Pradeep blogged this, today.
I need to amplify it because it provides a nice example of at least six useful and important patterns all in one post. This is why I believe Pradeep is one of the leading Indian testers.
Practical advice: “Ask for testability”
His story is all about asking for testability and all the good things that can come from that. It’s rare to see a good example present so vividly. I wanted more details, but the details he gave were enough to carry the point and fire the imagination.
Practical advice: “Try video test scripting”
I have never heard of using videos for scripted testing. Why didn’t I think of that?
Testing as a social process
Notice how many people Pradeep mentions in his post. Notice the conversations, the web of relationships. This aspect of testing is profoundly important, and it’s one that I find Pradeep to excel in. It’s kind of like x-ray vision– the ability to see past the objects of the project to the true bones of it, which is how people think of each other, communicate with, and influence each other. Pradeep’s story is a little bit technical, but it’s mostly social, as I read it.
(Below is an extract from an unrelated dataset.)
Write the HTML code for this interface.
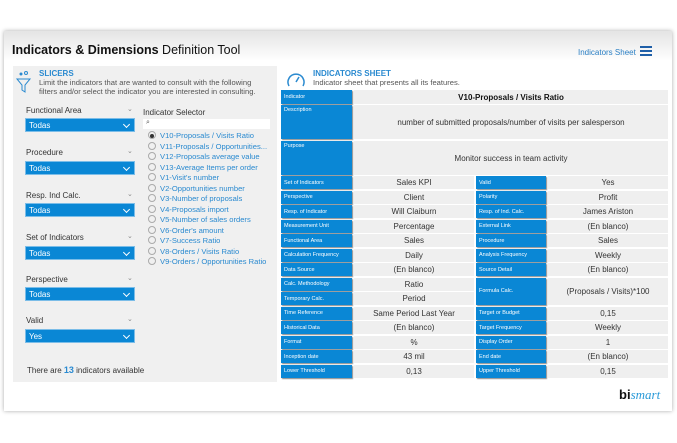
<!DOCTYPE html><html><head><style>
body{margin:0;width:677px;height:443px;background:#fff;font-family:"Liberation Sans",sans-serif;position:relative;overflow:hidden}
.a{position:absolute}
.card{left:4px;top:31px;width:668px;height:380px;background:#fff;box-shadow:0 0 4px #aaa}
.hdr{left:4px;top:31px;width:668px;height:30px;background:linear-gradient(#e4e4e4,#fff)}
.lp{left:13px;top:66px;width:264px;height:316px;background:#f0f0f0}
.rp{left:279px;top:66px;width:390px;height:316px;background:#fff}
.lab{font-size:8px;color:#333}
.dd{background:#0a87d5;color:#fff;font-size:8px;height:14px;line-height:14px;padding-left:3px;border:1px solid #7bbde8;box-sizing:border-box;width:110px}
.dd:after{content:"";position:absolute;right:5px;top:3px;width:4px;height:4px;border-right:1px solid #fff;border-bottom:1px solid #fff;transform:rotate(45deg)}
.ch{font-size:7px;color:#888}
.it{font-size:7.6px;color:#2a8ad0;left:148px;white-space:nowrap}
.it:before{content:"";display:inline-block;width:6px;height:6px;border:1px solid #aaa;border-radius:50%;margin-right:4px;vertical-align:-1px}
.bl{background:#0a87d5;color:#fff;font-size:5.5px;padding:0 3px;box-sizing:border-box;box-shadow:1px 1px 1px #888;display:flex;align-items:center}
.v{background:#efefef;color:#333;font-size:8px;text-align:center;box-sizing:border-box;display:flex;align-items:center;justify-content:center}
</style></head><body>
<div class="a card"></div><div class="a hdr"></div>
<div class="a" style="left:12px;top:43px;font-size:12.5px;color:#111"><b>Indicators &amp; Dimensions</b> Definition Tool</div>
<div class="a" style="left:578px;top:48px;font-size:8px;color:#2a7fc4">Indicators Sheet</div>
<div class="a" style="left:640px;top:46px;width:12px;height:2px;background:#1f5fa8;box-shadow:0 4px 0 #1f5fa8,0 8px 0 #1f5fa8"></div>
<div class="a lp"></div><div class="a rp"></div>
<svg class="a" style="left:15px;top:70px" width="18" height="24"><path d="M2 9h13l-5 6v7l-3-2v-5z" fill="none" stroke="#2a8ad0"/><circle cx="6" cy="4" r="1.5" fill="#2a8ad0"/><circle cx="11" cy="3" r="1.5" fill="none" stroke="#2a8ad0"/></svg>
<div class="a" style="left:39px;top:69px;font-size:8px;color:#2a8ad0;font-weight:bold">SLICERS</div>
<div class="a" style="left:39px;top:78px;font-size:7.6px;color:#555;line-height:9px;width:230px">Limit the indicators that are wanted to consult with the following filters and/or select the indicator you are interested in consulting.</div>
<div class="a lab" style="left:26px;top:106px">Functional Area</div><div class="a ch" style="left:127px;top:105px">⌄</div><div class="a dd" style="left:25px;top:118px">Todas</div>
<div class="a lab" style="left:26px;top:148px">Procedure</div><div class="a ch" style="left:127px;top:147px">⌄</div><div class="a dd" style="left:25px;top:161px">Todas</div>
<div class="a lab" style="left:26px;top:191px">Resp. Ind Calc.</div><div class="a ch" style="left:127px;top:190px">⌄</div><div class="a dd" style="left:25px;top:203px">Todas</div>
<div class="a lab" style="left:26px;top:233px">Set of Indicators</div><div class="a ch" style="left:127px;top:232px">⌄</div><div class="a dd" style="left:25px;top:246px">Todas</div>
<div class="a lab" style="left:26px;top:275px">Perspective</div><div class="a ch" style="left:127px;top:274px">⌄</div><div class="a dd" style="left:25px;top:287px">Todas</div>
<div class="a lab" style="left:26px;top:316px">Valid</div><div class="a ch" style="left:127px;top:315px">⌄</div><div class="a dd" style="left:25px;top:329px">Yes</div>
<div class="a lab" style="left:27px;top:365px">There are <b style="color:#2a8ad0;font-size:9px">13</b> indicators available</div>
<div class="a lab" style="left:143px;top:108px">Indicator Selector</div>
<div class="a" style="left:143px;top:119px;width:124px;height:10px;background:#fff;font-size:7px;color:#555;padding-left:3px">⌕</div>
<div class="a it" style="top:131px">V10-Proposals / Visits Ratio</div>
<div class="a it" style="top:141.5px">V11-Proposals / Opportunities...</div>
<div class="a it" style="top:152px">V12-Proposals average value</div>
<div class="a it" style="top:162.5px">V13-Average Items per order</div>
<div class="a it" style="top:173px">V1-Visit's number</div>
<div class="a it" style="top:183.5px">V2-Opportunities number</div>
<div class="a it" style="top:194px">V3-Number of proposals</div>
<div class="a it" style="top:204.5px">V4-Proposals import</div>
<div class="a it" style="top:215px">V5-Number of sales orders</div>
<div class="a it" style="top:225.5px">V6-Order's amount</div>
<div class="a it" style="top:236px">V7-Success Ratio</div>
<div class="a it" style="top:246.5px">V8-Orders / Visits Ratio</div>
<div class="a it" style="top:257px">V9-Orders / Opportunities Ratio</div>
<div class="a" style="left:150px;top:134px;width:4px;height:4px;background:#333;border-radius:50%"></div>
<svg class="a" style="left:286px;top:70px" width="20" height="18"><path d="M3 16A8 8 0 1 1 17 16" fill="none" stroke="#2a8ad0" stroke-width="1.5"/><path d="M10 12l3-5" stroke="#2a8ad0" stroke-width="1.5"/></svg>
<div class="a" style="left:313px;top:69px;font-size:8px;color:#2a8ad0;font-weight:bold">INDICATORS SHEET</div>
<div class="a" style="left:313px;top:78px;font-size:7.6px;color:#555">Indicator sheet that presents all its features.</div>
<div class="a bl" style="left:281px;top:90px;width:71px;height:14px">Indicator</div>
<div class="a v" style="left:354px;top:90px;width:314px;height:14px;font-weight:bold;color:#111">V10-Proposals / Visits Ratio</div>
<div class="a bl" style="left:281px;top:105px;width:71px;height:34px;align-items:flex-start;padding-top:2px">Description</div>
<div class="a v" style="left:354px;top:105px;width:314px;height:34px">number of submitted proposals/number of visits per salesperson</div>
<div class="a bl" style="left:281px;top:141px;width:71px;height:34px;align-items:flex-start;padding-top:2px">Purpose</div>
<div class="a v" style="left:354px;top:141px;width:314px;height:34px">Monitor success in team activity</div>
<div id="t"></div>
<script>
var L=[["Set of Indicators","Sales KPI","Valid","Yes"],["Perspective","Client","Polarity","Profit"],["Resp. of Indicator","Will Claiburn","Resp. of Ind. Calc.","James Ariston"],["Measurement Unit","Percentage","External Link","(En blanco)"],["Functional Area","Sales","Procedure","Sales"],["Calculation Frequency","Daily","Analysis Frequency","Weekly"],["Data Source","(En blanco)","Source Detail","(En blanco)"],["Calc. Methodology","Ratio","",""],["Temporary Calc.","Period",null,null],["Time Reference","Same Period Last Year","Target or Budget","0,15"],["Historical Data","(En blanco)","Target Frequency","Weekly"],["Format","%","Display Order","1"],["Inception date","43 mil","End date","(En blanco)"],["Lower Threshold","0,13","Upper Threshold","0,15"]];
var h="";L.forEach(function(r,i){var y=176+i*14.5;
h+='<div class="a bl" style="left:281px;top:'+y+'px;width:71px;height:13px">'+r[0]+'</div><div class="a v" style="left:354px;top:'+y+'px;width:120px;height:13px">'+r[1]+'</div>';
if(i==7){h+='<div class="a bl" style="left:476px;top:'+y+'px;width:70px;height:27.5px">Formula Calc.</div><div class="a v" style="left:548px;top:'+y+'px;width:120px;height:27.5px">(Proposals / Visits)*100</div>';}
else if(r[2]!==null){h+='<div class="a bl" style="left:476px;top:'+y+'px;width:70px;height:13px">'+r[2]+'</div><div class="a v" style="left:548px;top:'+y+'px;width:120px;height:13px">'+r[3]+'</div>';}
});document.getElementById("t").innerHTML=h;
</script>
<div class="a" style="left:619px;top:387px;font-size:13px;font-weight:bold;color:#111">bi<span style="color:#2a9ad8;font-style:italic;font-weight:normal;font-family:'Liberation Serif',serif">smart</span></div>
</body></html>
Pradeep’s post is an example of an experience report. Not many of them around. It’s like sighting a rare orchid. He published it with the support of his client, otherwise we’d never have seen it. That’s why there can never be an accurate or profound history written about the craft of testing: almost everything is kept secret. The same dynamic helps preserve bad practice in testing, because that bad practice thrives in the darkness just as roaches do.
Sapient tester blogging
I have referred in the past to a phenomenon I call “sapient tester blogs.” These are introspective, self-critical, exploratory essays written by testers who see testing as a complex cognitive activity and seek to expand and develop their thinking. It’s particularly exciting to see that happening in India, which brings me to the final point…
Leadership in Indian testing
There’s not a lot of good leadership in Indian testing. Someday there will be. It’s beginning to happen. Pradeep’s post is an example of what that looks like.
There must be more than a hundred thousand testers in India. (I wonder if some agency keeps statistics on that?) I would expect to see at least a hundred great tester blogs from India, not six!